Nuñez’s attorney, Theresa M. Duncan, countered that prosecutors had not asked the same questions defense attorneys would and said it makes more no sense for defenders to interview A.V. sooner rather than later.
“She was there,” Duncan said. “She can testify to the events that happened in that home. The more time that passes the less fresh her memory will be.”
Padgett on Thursday called to the witness stand a Children, Youth and Families Department caseworker who testified A.V. is living with an unrelated foster family and that the agency is seeking to have parental rights terminated so she can be adopted.
The caseworker said A.V. had not disclosed any sexual abuse at the hands of Nuñez.
She said A.V. was timid and shy when they first met but has since become a “bubbly,” energetic teenager who is taking gymnastic lessons and preparing to attend public school.
“She’s getting the opportunity to live the childhood she never had the opportunity to,” the case worker said.

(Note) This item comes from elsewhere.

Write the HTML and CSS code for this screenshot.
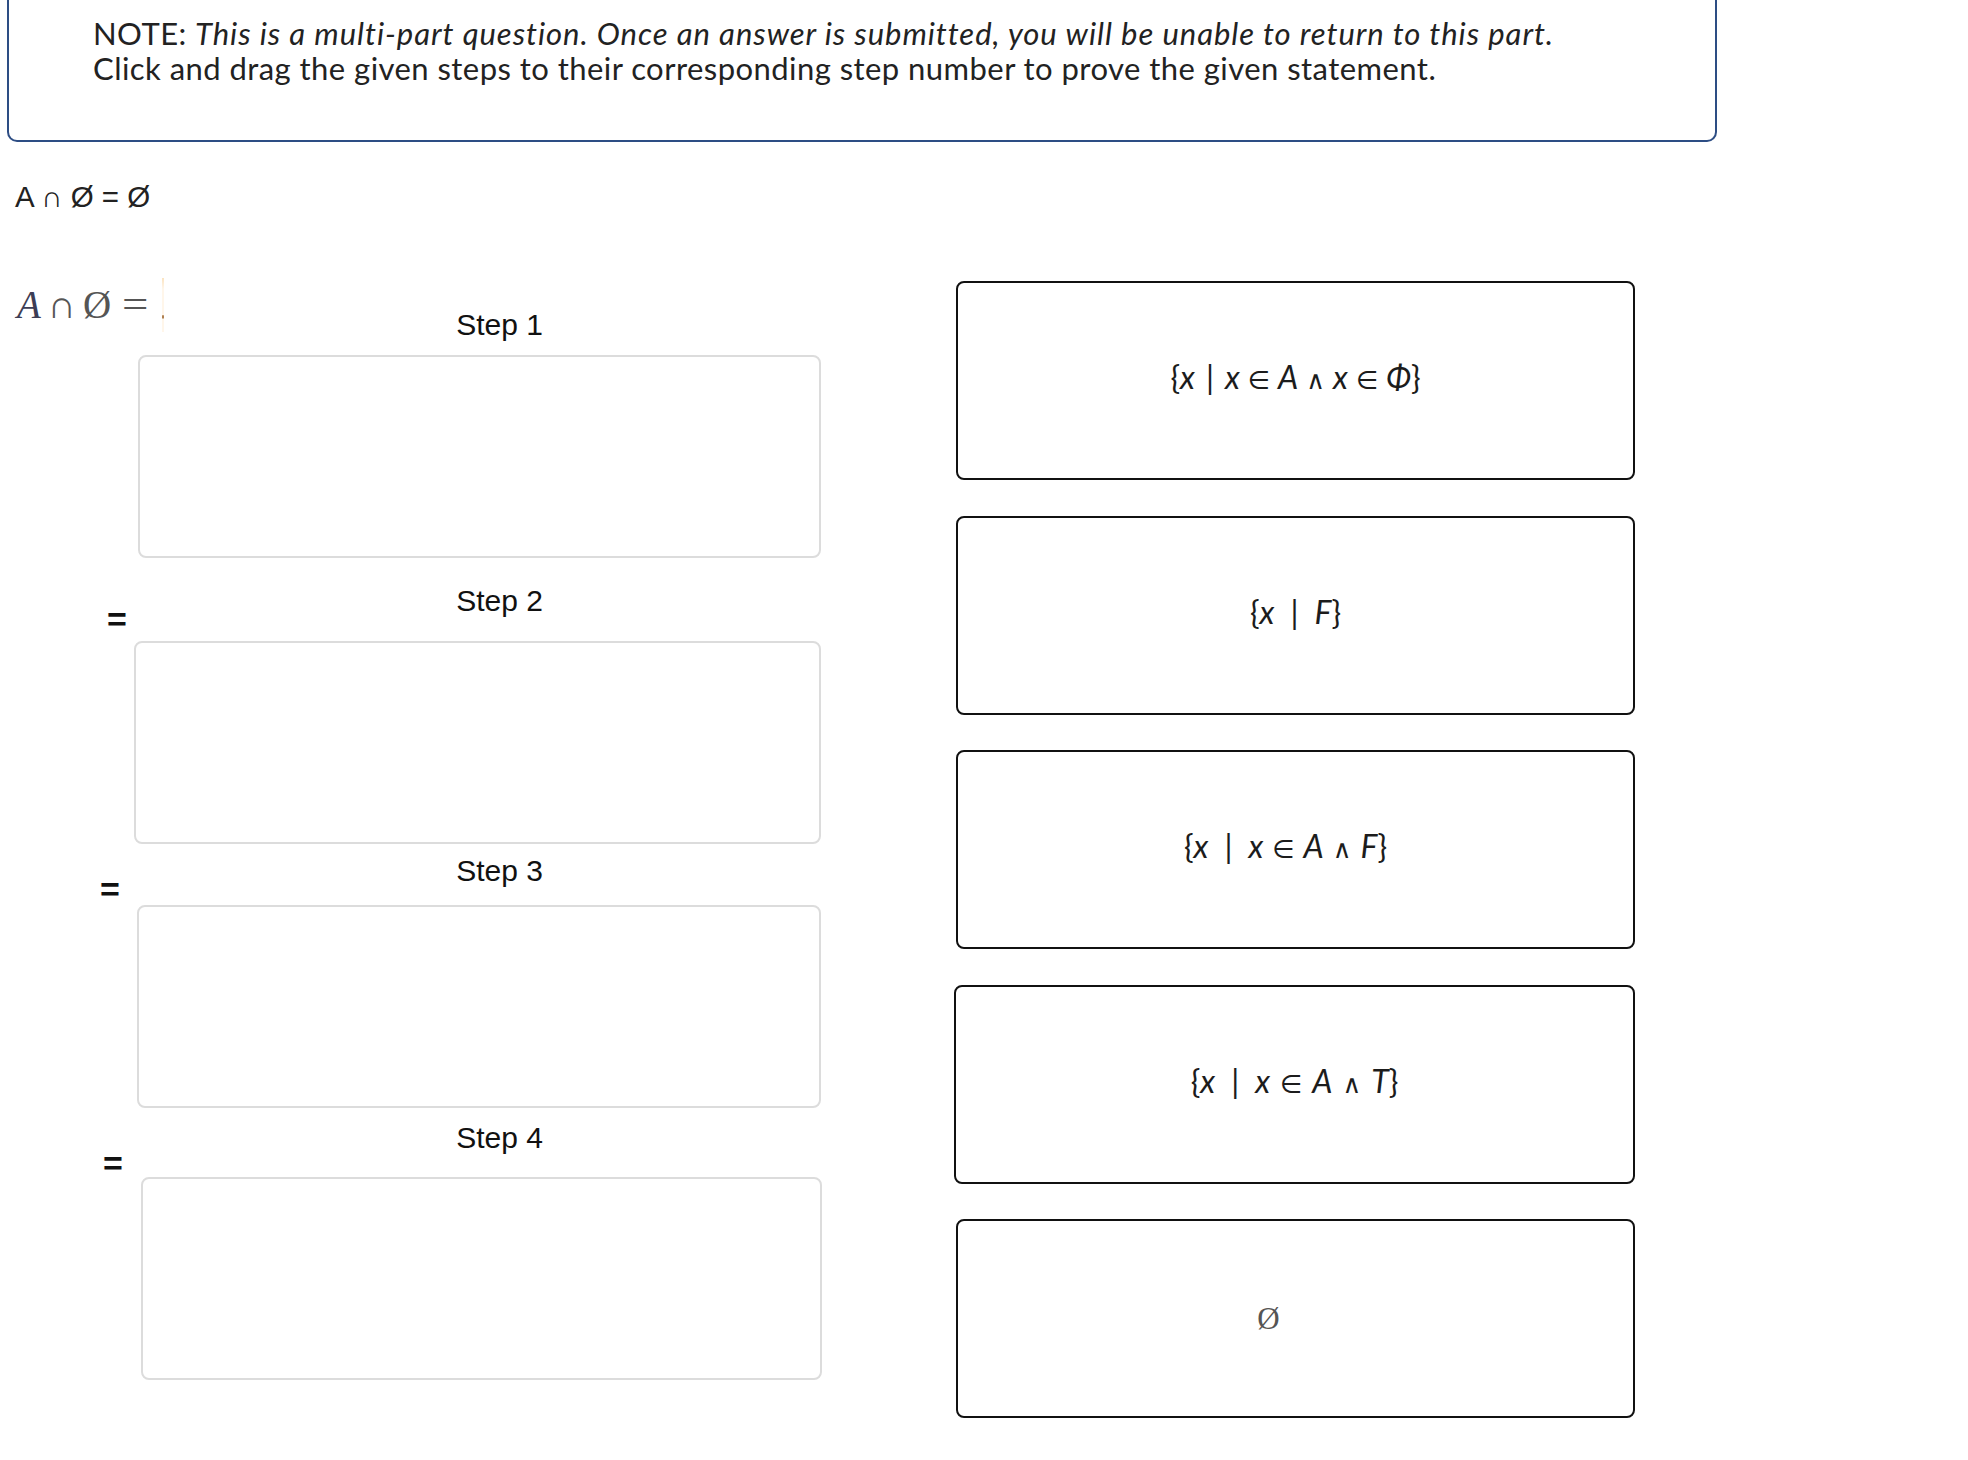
FILE: index.html
```html
<!DOCTYPE html>
<html lang="en">
<head>
<meta charset="utf-8">
<title>Proof steps</title>
<link rel="stylesheet" href="styles.css">
</head>
<body>
<div class="note">
  <p class="note-line">NOTE: <em>This is a multi-part question. Once an answer is submitted, you will be unable to return to this part.</em></p>
  <p class="note-line">Click and drag the given steps to their corresponding step number to prove the given statement.</p>
</div>

<div class="statement">A ∩ Ø = Ø</div>

<div class="workspace">
  <div class="proof">
    <div class="step step-1">
      <div class="eq"><span class="lhs"><i>A</i><span class="gap">∩</span>Ø<span class="gap eq-gap">=</span><span class="mark"></span></span></div>
      <div class="step-body">
        <div class="step-label">Step 1</div>
        <div class="slot"></div>
      </div>
    </div>
    <div class="step step-2">
      <div class="eq"><span class="eq-sign">=</span></div>
      <div class="step-body">
        <div class="step-label">Step 2</div>
        <div class="slot"></div>
      </div>
    </div>
    <div class="step step-3">
      <div class="eq"><span class="eq-sign">=</span></div>
      <div class="step-body">
        <div class="step-label">Step 3</div>
        <div class="slot"></div>
      </div>
    </div>
    <div class="step step-4">
      <div class="eq"><span class="eq-sign">=</span></div>
      <div class="step-body">
        <div class="step-label">Step 4</div>
        <div class="slot"></div>
      </div>
    </div>
  </div>

  <div class="cards">
    <div class="card card-1"><span class="expr">{<i>x</i><span class="bar">|</span><i>x</i><span class="op">∈</span><i>A</i><span class="op">∧</span><i>x</i><span class="op">∈</span><i class="phi">Φ</i>}</span></div>
    <div class="card card-2"><span class="expr">{<i>x</i><span class="bar">|</span><i>F</i>}</span></div>
    <div class="card card-3"><span class="expr">{<i>x</i><span class="bar">|</span><i>x</i><span class="op">∈</span><i>A</i><span class="op">∧</span><i>F</i>}</span></div>
    <div class="card card-4"><span class="expr">{<i>x</i><span class="bar">|</span><i>x</i><span class="op">∈</span><i>A</i><span class="op">∧</span><i>T</i>}</span></div>
    <div class="card card-5"><span class="empty-set">Ø</span></div>
  </div>
</div>
</body>
</html>
```

FILE: styles.css
```css
html, body {
  margin: 0;
  padding: 0;
  background: #ffffff;
}

body {
  color: #222;
  font-family: "Liberation Sans", Arial, sans-serif;
}

/* ---------- note box ---------- */
.note {
  margin-left: 7px;
  width: 1710px;
  height: 142px;
  box-sizing: border-box;
  border: 2px solid #2d4d84;
  border-top: 0;
  border-radius: 0 0 10px 10px;
  padding: 16px 0 0 84px;
  font-family: "Lato", "Open Sans", sans-serif;
  font-size: 31px;
  line-height: 35px;
  letter-spacing: 0.45px;
  color: #222;
}

.note-line {
  margin: 0;
  white-space: nowrap;
}

.note-line em {
  letter-spacing: 0.95px;
}

/* ---------- statement ---------- */
.statement {
  margin: 38px 0 0 15px;
  font-family: "Liberation Sans", Arial, sans-serif;
  font-size: 29.5px;
  line-height: 34px;
  color: #222;
}

/* ---------- workspace ---------- */
.workspace {
  display: flex;
  margin-top: 67px;
}

.proof {
  width: 956px;
  flex: none;
}

.step {
  display: flex;
}

.eq {
  width: 138px;
  flex: none;
  box-sizing: border-box;
  white-space: nowrap;
}

.step-body {
  width: 683px;
  flex: none;
}

.step-label {
  font-family: "Liberation Sans", Arial, sans-serif;
  font-size: 30px;
  line-height: 36px;
  text-align: center;
  padding-left: 40px;
  color: #111;
}

.slot {
  height: 203px;
  box-sizing: border-box;
  border: 2px solid #dcdcdc;
  border-radius: 8px;
  background: #fff;
}

.eq-sign {
  display: block;
  font-family: "Liberation Sans", Arial, sans-serif;
  font-weight: bold;
  font-size: 34px;
  line-height: 36px;
  color: #111;
}

/* step-specific spacing, as laid out in the original */
.step-1 { padding-top: 26px; }
.step-1 .slot { margin-top: 12px; }
.step-1 .eq { padding: 0 0 0 17px; margin-top: -29px; }

.step-2 { margin-top: 25px; }
.step-2 .slot { margin-top: 22px; margin-left: -4px; }
.step-2 .eq { padding: 18px 0 0 107px; }

.step-3 { margin-top: 9px; }
.step-3 .slot { margin-top: 16px; margin-left: -1px; }
.step-3 .eq { padding: 18px 0 0 100px; }

.step-4 { margin-top: 12px; }
.step-4 .slot { margin-top: 21px; margin-left: 3px; width: 681px; }
.step-4 .eq { padding: 25px 0 0 103px; }

/* image-like left-hand side */
.lhs {
  display: block;
  font-family: "Liberation Serif", "DejaVu Serif", serif;
  font-size: 39px;
  line-height: 44px;
  color: #555;
}

.lhs i {
  font-style: italic;
  color: #3d3d55;
}

.lhs .gap {
  margin: 0 7px;
}

.lhs .eq-gap {
  display: inline-block;
  margin: 0 0 0 11px;
  transform: scaleX(1.2);
  transform-origin: left center;
}

.mark {
  display: inline-block;
  width: 2px;
  height: 54px;
  margin-left: 18px;
  vertical-align: -14px;
  background: linear-gradient(#fbe3c0 0%, #fff6ea 20%, #fff6ea 68%, #b08050 70%, #b08050 74%, #fff6ea 76%, #fff6ea 100%);
}

/* ---------- answer cards ---------- */
.cards {
  display: flex;
  flex-direction: column;
  gap: 35.5px;
  width: 679px;
  flex: none;
}

.card {
  height: 199px;
  box-sizing: border-box;
  border: 2px solid #111;
  border-radius: 8px;
  display: flex;
  align-items: center;
  justify-content: center;
  background: #fff;
}

.card-4 {
  margin-left: -2px;
}

.expr {
  font-family: "Lato", "DejaVu Sans", sans-serif;
  font-size: 32px;
  color: #1c1c1c;
  white-space: nowrap;
  margin-bottom: 8px;
}

.expr i {
  font-style: italic;
}

.expr .op {
  font-size: 0.8em;
  margin: 0 8px;
}

.expr .bar {
  margin: 0 11px;
}

.card-2 .bar { margin: 0 16px; }
.card-3 .bar { margin: 0 16px; }
.card-3 .op { margin: 0 9px; }
.card-3 .expr { margin-right: 20px; }
.card-4 .bar { margin: 0 16px; }
.card-4 .op { margin: 0 10px; }

.empty-set {
  font-family: "Liberation Serif", "DejaVu Serif", serif;
  font-size: 31px;
  color: #555;
  margin-right: 54px;
}
```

Padgett asked the caseworker what effect testifying could have on the girl, but the judge upheld defense objections that the caseworker was not an expert witness or qualified to answer the question.
The judge said none of the facts presented by prosecutors justified granting the state’s motion for a protective order and said the defense has a right “under due process concepts” to interview A.V. and call her as a witness.
Peña’s attorney, Michael L. Rosenfield, and Duncan both assured the court they would be gentle in their questioning of the girl. Rosenfield also said they would take whatever measures the court felt necessary — including putting time limits on the girl’s testimony — to ensure she would not be “unduly burdened” by their questioning.
“We have no interest in traumatizing her or causing her any kind of harm,” Duncan said.